Audit current consumption with a metrics query (Log Analytics / Azure Monitor):
StorageBlobLogs
| where TimeGenerated > ago(7d)
| where OperationName in ("PutBlob", "PutBlock", "DeleteBlob", "CopyBlob")
| summarize Operations = count(), Bytes = sum(RequestBodySize)
by OperationName, bin(TimeGenerated, 1d)
| order by TimeGenerated desc
Use the operation/byte profile to model what versioning and soft delete will add: roughly, extra storage ~ (overwrite + delete volume) x retention/version lifetime. If the number is uncomfortable, tighten the lifecycle version.delete threshold rather than disabling protection.
Verify
Confirm the full stack with read-only commands. This is the post-deploy gate.
# Service-level protection settings in one shot
az storage account blob-service-properties show \
--account-name kvstgprod --resource-group rg-storage-prod \
--query "{ versioning: isVersioningEnabled, \
changeFeed: changeFeed.enabled, \
blobSoftDelete: deleteRetentionPolicy.enabled, \
blobSoftDeleteDays: deleteRetentionPolicy.days, \
containerSoftDelete: containerDeleteRetentionPolicy.enabled, \
pitr: restorePolicy.enabled, \
pitrDays: restorePolicy.days }" -o json
# Lifecycle policy present and enabled
az storage account management-policy show \
--account-name kvstgprod --resource-group rg-storage-prod \
--query "policy.rules[].{name:name, enabled:enabled}" -o table
# Immutability policy state on the compliance container
az storage container immutability-policy show \
--account-name kvstgprod --resource-group rg-storage-prod \
--container-name compliance-archive \
--query "{ state: state, period: immutabilityPeriodSinceCreationInDays }" -o json
Expected results: versioning/change feed/both soft deletes/PITR all true; pitrDays strictly less than blobSoftDeleteDays; the lifecycle rule enabled; the immutability policy state reading Locked (not Unlocked) for anything in production compliance scope.
Enterprise scenario
A capital-markets platform team running trade-confirmation archives on Blob Storage had a clean SEC 17a-4 design: a compliance-archive container with a locked, 7-year time-based immutability policy. Months later their FinOps automation flagged the account: storage was growing ~4% a month with no corresponding business growth. The cause was a lifecycle rule meant to expire confirmations after 7 years — it was firing daily, attempting delete on blobs that were still inside their 7-year immutable window, silently failing on every run, and doing nothing while the data accumulated. Worse, a parallel team had pointed a high-churn manifest writer at the same account with versioning on and no version.delete rule, so every manifest rewrite was minting a permanent version.

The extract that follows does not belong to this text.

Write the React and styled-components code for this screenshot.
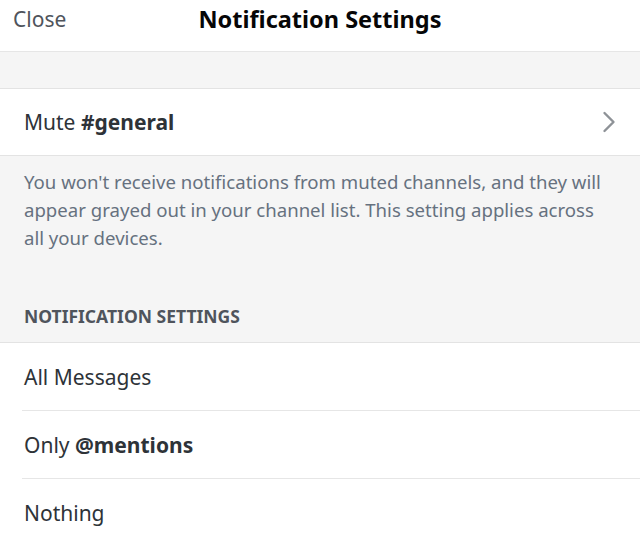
import React from "react";
import styled, { createGlobalStyle } from "styled-components";

const GlobalStyle = createGlobalStyle`
  html, body {
    margin: 0;
    padding: 0;
    background: #ffffff;
    font-family: "Noto Sans", "Open Sans", sans-serif;
  }
`;

const Screen = styled.div`
  width: 640px;
  height: 539px;
  overflow: hidden;
  background: #f5f5f5;
  display: flex;
  flex-direction: column;
`;

const Header = styled.div`
  height: 52px;
  background: #fff;
  border-bottom: 1px solid #e6e6e6;
  display: grid;
  grid-template-columns: 1fr auto 1fr;
  align-items: center;
  padding: 0 13px 13px;
  box-sizing: border-box;
  flex-shrink: 0;
`;

const CloseButton = styled.span`
  font-size: 21px;
  color: #4f545c;
`;

const Title = styled.h1`
  margin: 0;
  font-size: 23.5px;
  font-weight: 700;
  color: #060607;
`;

const Spacer = styled.div`
  height: 36px;
  border-bottom: 1px solid #e3e3e3;
  flex-shrink: 0;
`;

const NavRow = styled.div`
  height: 66px;
  background: #fff;
  border-bottom: 1px solid #e3e3e3;
  display: flex;
  align-items: center;
  justify-content: space-between;
  padding: 0 24px;
  flex-shrink: 0;
`;

const RowText = styled.span`
  font-size: 21px;
  color: #2e3338;
  b {
    font-weight: 700;
  }
`;

const Description = styled.p`
  margin: 0;
  padding: 12px 24px 0;
  font-size: 18.6px;
  line-height: 28px;
  color: #66717f;
  height: 134px;
  box-sizing: border-box;
  flex-shrink: 0;
`;

const SectionTitle = styled.div`
  font-size: 17.5px;
  font-weight: 700;
  color: #4f545c;
  padding: 0 24px;
  height: 52px;
  display: flex;
  align-items: center;
  border-bottom: 1px solid #e3e3e3;
  flex-shrink: 0;
`;

const List = styled.div`
  background: #fff;
  flex: 1;
`;

const OptionRow = styled.div`
  margin-left: 22px;
  padding-left: 2px;
  height: 67px;
  display: flex;
  align-items: center;
  border-bottom: ${(p) => (p.last ? "none" : "1px solid #e6e6e6")};
`;

const Chevron = () => (
  <svg width="14" height="22" viewBox="0 0 14 22" fill="none">
    <path d="M2.5 2l9 9-9 9" stroke="#8e9297" strokeWidth="2.4" strokeLinecap="round" strokeLinejoin="round" />
  </svg>
);

const options = [
  { label: "All Messages" },
  { label: "Only ", bold: "@mentions" },
  { label: "Nothing" },
];

export default function App() {
  return (
    <>
      <GlobalStyle />
      <Screen>
        <Header>
          <CloseButton>Close</CloseButton>
          <Title>Notification Settings</Title>
          <span />
        </Header>
        <Spacer />
        <NavRow>
          <RowText>
            Mute <b>#general</b>
          </RowText>
          <Chevron />
        </NavRow>
        <Description>
          You won't receive notifications from muted channels, and they will appear grayed out in your channel list. This setting applies across all your devices.
        </Description>
        <SectionTitle>NOTIFICATION SETTINGS</SectionTitle>
        <List>
          {options.map((o, i) => (
            <OptionRow key={o.label} last={i === options.length - 1}>
              <RowText>
                {o.label}
                {o.bold && <b>{o.bold}</b>}
              </RowText>
            </OptionRow>
          ))}
        </List>
      </Screen>
    </>
  );
}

The constraint was hard: the immutable policy was locked, so they could not shorten retention or delete anything early — that was non-negotiable and, legally, exactly correct. The fix was twofold. First, they reconciled the lifecycle delete threshold with the WORM period so the expiry rule only targeted blobs past their 7-year interval, ending the daily no-op failures and letting genuinely-expired data clear. Second, they isolated the high-churn manifests into a separate, non-immutable account and added a tight version-cleanup rule. The version rule that stopped the bleed:
{
"rules": [
{
"enabled": true,
"name": "cap-manifest-versions",
"type": "Lifecycle",
"definition": {
"filters": { "blobTypes": [ "blockBlob" ], "prefixMatch": [ "manifests/" ] },
"actions": {
"version": {
"tierToCool": { "daysAfterCreationGreaterThan": 7 },
"delete": { "daysAfterCreationGreaterThan": 30 }
}
}
}
}
]
}
The lessons that stuck: a lifecycle delete and a locked WORM policy will collide, and the collision is silent — the delete just fails and your bill keeps climbing; and immutable compliance data and high-churn operational data do not belong in the same account, because the protection settings you want for one are wrong for the other.